◆ Task ◆
List each line holding the string "screenshot".

◆ Records supplied ◆

================

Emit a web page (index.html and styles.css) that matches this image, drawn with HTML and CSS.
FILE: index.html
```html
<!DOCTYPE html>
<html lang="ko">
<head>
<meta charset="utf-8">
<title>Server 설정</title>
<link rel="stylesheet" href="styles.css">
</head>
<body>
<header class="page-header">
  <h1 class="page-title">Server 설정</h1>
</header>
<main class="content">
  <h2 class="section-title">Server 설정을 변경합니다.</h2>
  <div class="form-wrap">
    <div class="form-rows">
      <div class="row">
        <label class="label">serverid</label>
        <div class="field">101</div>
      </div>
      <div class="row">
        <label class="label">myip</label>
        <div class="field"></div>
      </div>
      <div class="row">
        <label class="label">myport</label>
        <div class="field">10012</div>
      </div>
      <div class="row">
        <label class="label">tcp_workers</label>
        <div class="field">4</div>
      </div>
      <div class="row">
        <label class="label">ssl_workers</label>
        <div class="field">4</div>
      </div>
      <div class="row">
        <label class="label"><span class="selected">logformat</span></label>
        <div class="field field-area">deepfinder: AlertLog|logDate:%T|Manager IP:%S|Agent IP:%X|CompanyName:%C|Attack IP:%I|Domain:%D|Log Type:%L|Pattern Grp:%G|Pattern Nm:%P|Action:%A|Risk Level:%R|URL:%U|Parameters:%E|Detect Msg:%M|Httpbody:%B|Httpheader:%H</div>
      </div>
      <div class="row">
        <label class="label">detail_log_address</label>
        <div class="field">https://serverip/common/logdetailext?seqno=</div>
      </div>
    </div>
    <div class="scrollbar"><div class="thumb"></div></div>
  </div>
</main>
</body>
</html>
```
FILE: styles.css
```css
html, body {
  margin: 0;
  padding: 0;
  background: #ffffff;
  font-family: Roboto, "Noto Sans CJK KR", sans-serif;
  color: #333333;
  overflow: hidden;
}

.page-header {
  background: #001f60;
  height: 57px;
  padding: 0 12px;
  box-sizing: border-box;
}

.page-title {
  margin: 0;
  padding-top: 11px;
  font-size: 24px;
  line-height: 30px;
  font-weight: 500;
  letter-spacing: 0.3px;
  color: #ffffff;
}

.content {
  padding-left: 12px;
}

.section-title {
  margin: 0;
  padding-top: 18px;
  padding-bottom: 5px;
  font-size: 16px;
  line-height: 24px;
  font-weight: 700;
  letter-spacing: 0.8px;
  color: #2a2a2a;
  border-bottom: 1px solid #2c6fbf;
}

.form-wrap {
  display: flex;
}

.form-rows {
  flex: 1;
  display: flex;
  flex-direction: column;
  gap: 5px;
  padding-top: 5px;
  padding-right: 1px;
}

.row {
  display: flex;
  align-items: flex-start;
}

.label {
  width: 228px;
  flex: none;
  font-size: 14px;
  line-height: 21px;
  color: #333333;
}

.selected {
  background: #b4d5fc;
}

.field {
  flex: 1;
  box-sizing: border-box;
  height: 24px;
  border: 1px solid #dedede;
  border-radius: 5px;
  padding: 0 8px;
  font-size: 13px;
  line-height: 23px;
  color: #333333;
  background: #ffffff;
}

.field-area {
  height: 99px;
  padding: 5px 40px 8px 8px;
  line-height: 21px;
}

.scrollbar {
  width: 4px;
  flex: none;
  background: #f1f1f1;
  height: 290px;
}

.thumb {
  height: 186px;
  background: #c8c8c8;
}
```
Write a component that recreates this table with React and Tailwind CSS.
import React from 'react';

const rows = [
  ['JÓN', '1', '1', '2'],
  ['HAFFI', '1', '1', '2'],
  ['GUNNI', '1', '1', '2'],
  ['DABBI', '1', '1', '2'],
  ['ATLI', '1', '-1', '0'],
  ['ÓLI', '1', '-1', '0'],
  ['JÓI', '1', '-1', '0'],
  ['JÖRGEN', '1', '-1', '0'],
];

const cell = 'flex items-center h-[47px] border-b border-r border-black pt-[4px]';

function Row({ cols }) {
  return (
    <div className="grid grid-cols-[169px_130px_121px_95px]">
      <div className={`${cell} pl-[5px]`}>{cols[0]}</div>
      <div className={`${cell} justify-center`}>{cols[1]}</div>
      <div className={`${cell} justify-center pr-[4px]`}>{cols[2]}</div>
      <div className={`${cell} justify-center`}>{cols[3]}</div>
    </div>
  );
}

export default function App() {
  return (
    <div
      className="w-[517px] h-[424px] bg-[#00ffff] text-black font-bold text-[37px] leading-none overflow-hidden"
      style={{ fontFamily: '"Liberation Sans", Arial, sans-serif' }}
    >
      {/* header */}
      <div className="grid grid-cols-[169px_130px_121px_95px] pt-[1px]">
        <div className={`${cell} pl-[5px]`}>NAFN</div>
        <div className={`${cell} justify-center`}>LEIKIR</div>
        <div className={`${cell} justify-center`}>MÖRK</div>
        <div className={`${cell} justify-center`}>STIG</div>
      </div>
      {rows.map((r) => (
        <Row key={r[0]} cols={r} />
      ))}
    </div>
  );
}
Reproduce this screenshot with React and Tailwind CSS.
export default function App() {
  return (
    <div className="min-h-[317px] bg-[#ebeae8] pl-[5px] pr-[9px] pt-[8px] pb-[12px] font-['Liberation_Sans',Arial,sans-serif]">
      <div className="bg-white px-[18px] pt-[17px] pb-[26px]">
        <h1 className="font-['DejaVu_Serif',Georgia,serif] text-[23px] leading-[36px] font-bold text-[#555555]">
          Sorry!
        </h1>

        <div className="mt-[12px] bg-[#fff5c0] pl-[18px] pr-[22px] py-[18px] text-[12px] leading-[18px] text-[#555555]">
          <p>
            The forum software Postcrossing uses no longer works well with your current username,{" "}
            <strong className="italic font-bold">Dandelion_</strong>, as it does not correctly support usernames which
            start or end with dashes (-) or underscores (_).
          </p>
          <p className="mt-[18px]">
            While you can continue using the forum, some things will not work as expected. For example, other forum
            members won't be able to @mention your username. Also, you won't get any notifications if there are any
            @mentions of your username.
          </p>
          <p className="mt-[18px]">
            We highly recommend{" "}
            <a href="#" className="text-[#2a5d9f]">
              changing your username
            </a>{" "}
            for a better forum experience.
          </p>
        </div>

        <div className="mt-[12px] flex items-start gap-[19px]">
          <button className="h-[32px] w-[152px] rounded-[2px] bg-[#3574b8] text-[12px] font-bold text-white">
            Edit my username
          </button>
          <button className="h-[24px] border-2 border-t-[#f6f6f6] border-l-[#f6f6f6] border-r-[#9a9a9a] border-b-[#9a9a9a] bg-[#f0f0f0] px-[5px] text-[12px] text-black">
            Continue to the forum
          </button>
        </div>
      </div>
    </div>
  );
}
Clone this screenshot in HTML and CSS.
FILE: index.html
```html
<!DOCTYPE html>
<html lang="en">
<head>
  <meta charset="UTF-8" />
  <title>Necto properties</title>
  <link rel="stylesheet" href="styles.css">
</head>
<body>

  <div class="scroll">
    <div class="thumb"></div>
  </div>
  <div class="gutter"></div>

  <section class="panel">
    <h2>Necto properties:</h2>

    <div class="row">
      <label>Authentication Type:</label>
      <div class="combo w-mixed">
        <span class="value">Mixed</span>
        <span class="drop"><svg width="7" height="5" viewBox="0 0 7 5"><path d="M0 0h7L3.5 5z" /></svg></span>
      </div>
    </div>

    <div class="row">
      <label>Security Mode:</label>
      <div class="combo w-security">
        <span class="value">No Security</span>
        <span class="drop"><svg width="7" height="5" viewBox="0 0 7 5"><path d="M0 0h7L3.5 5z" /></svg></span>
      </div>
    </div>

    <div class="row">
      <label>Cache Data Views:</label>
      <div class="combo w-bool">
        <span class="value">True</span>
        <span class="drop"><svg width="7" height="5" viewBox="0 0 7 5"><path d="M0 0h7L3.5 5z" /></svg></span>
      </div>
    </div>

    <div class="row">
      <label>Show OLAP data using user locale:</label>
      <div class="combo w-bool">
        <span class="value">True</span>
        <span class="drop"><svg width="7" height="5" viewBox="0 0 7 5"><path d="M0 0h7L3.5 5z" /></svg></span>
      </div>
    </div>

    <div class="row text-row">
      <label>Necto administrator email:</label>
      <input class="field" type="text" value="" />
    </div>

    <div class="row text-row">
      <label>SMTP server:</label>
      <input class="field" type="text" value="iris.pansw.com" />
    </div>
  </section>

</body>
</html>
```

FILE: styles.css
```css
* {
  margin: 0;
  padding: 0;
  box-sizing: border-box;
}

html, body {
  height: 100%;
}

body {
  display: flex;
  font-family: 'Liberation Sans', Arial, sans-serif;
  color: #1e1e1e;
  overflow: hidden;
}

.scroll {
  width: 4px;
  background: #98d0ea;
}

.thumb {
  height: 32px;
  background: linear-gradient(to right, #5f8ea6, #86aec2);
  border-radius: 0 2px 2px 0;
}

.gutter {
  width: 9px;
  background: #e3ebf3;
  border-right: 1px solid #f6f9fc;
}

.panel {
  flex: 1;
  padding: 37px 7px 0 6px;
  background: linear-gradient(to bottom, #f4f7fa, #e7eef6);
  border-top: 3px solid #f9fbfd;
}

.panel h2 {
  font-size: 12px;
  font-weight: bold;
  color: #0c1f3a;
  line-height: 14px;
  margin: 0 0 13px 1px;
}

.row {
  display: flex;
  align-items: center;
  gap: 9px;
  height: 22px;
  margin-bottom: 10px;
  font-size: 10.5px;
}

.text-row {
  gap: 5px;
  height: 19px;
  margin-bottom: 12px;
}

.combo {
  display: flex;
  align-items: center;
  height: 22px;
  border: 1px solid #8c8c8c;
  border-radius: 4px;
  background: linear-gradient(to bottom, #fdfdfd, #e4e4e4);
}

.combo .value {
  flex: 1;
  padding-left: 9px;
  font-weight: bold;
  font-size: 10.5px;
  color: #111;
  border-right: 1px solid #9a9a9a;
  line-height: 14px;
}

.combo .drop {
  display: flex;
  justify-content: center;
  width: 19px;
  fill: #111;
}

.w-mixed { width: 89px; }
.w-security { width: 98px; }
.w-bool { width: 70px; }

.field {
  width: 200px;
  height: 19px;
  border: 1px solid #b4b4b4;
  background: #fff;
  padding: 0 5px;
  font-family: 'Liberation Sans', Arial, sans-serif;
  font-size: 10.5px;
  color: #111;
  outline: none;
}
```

================

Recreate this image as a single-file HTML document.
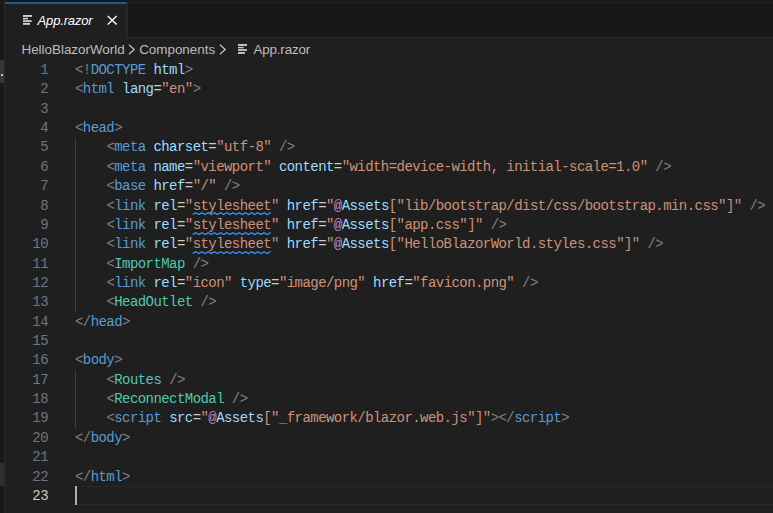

================

◆ Result for this exercise ◆
Reproduce this screenshot with React and Tailwind CSS.
Clone this screenshot in HTML and CSS.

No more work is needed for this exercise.